Problem to work on ->
Report back each line of the records that contains the string "would".

Material ->
=-=-=
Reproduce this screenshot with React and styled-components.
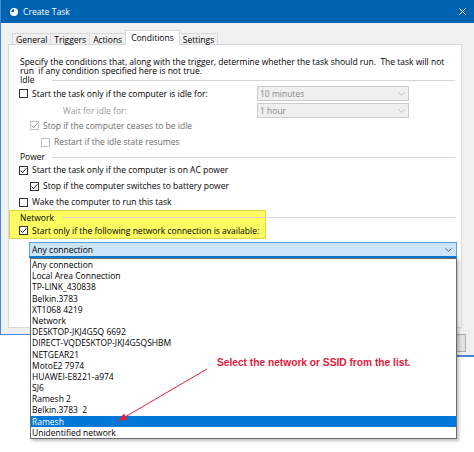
=-=-=
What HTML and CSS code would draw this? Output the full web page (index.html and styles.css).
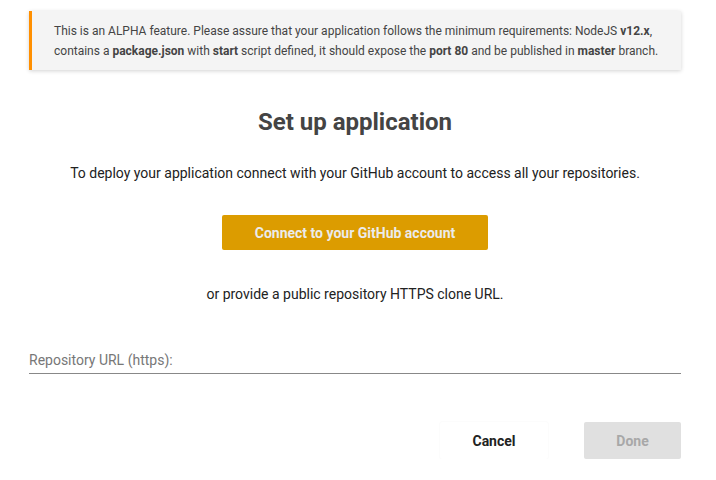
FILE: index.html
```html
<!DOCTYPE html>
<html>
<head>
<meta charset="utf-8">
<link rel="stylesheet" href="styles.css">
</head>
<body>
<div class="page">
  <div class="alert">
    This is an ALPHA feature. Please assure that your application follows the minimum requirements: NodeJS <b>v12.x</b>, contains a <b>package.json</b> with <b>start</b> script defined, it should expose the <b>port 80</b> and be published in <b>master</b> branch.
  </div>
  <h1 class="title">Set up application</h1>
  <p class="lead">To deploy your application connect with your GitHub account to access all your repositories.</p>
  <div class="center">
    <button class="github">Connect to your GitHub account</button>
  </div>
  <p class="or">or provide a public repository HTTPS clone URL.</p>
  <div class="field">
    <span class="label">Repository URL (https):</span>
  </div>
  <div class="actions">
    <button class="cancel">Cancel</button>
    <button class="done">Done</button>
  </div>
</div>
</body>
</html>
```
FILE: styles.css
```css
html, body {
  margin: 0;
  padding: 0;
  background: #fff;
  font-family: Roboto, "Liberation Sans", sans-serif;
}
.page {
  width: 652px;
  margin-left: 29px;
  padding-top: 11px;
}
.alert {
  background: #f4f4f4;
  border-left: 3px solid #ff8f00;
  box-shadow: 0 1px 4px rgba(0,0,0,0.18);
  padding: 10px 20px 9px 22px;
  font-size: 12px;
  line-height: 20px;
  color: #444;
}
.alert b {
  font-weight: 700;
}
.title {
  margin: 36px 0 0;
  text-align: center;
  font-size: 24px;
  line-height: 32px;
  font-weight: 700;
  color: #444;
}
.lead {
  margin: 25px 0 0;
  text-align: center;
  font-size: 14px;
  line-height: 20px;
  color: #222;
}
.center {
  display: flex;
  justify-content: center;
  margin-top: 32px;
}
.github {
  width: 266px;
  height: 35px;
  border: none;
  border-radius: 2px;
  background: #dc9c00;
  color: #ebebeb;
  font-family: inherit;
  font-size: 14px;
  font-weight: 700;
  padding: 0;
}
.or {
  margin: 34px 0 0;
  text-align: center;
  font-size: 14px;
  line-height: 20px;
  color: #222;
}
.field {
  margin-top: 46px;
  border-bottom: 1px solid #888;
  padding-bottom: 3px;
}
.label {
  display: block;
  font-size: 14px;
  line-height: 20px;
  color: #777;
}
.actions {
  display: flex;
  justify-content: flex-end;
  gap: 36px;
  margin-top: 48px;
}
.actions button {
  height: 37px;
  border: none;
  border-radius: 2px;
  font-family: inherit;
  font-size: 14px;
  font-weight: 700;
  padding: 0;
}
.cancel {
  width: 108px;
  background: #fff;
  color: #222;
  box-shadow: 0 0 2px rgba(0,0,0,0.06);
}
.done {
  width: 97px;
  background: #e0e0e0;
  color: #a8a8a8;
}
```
=-=-=
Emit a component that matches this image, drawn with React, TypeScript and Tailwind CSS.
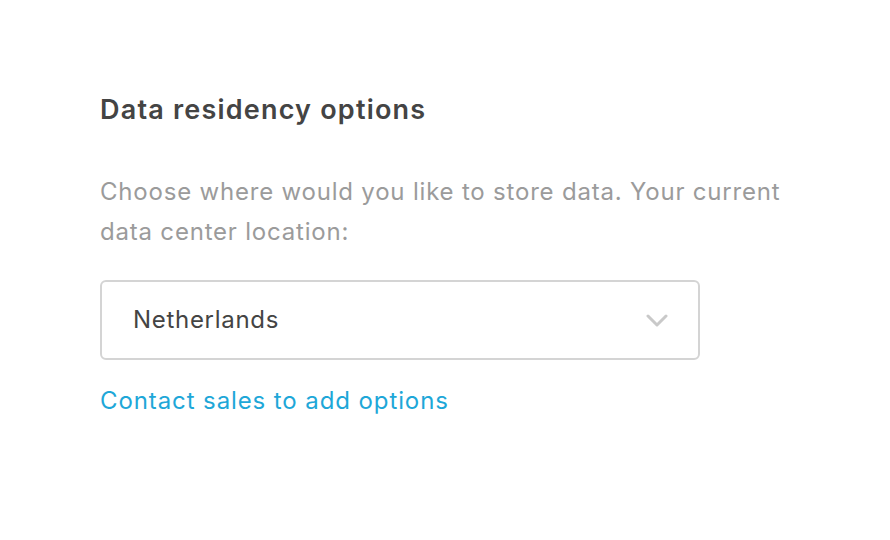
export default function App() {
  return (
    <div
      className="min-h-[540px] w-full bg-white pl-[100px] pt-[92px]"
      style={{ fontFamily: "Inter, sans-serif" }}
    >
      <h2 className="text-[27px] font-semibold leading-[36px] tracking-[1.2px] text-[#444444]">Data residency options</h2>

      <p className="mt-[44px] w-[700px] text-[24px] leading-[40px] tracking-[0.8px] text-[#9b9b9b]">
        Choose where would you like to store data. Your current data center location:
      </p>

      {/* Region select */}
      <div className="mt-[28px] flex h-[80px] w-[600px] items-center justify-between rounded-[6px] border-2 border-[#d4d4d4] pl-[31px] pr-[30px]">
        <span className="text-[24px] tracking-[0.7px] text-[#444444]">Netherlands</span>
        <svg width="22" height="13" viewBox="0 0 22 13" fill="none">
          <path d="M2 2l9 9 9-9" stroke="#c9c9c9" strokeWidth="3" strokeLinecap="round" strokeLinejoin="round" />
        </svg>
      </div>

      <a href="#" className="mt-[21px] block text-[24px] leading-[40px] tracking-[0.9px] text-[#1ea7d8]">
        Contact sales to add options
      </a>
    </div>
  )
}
=-=-=
Written solution ->
What HTML and CSS code would draw this? Output the full web page (index.html and styles.css).
        Choose where would you like to store data. Your current data center location:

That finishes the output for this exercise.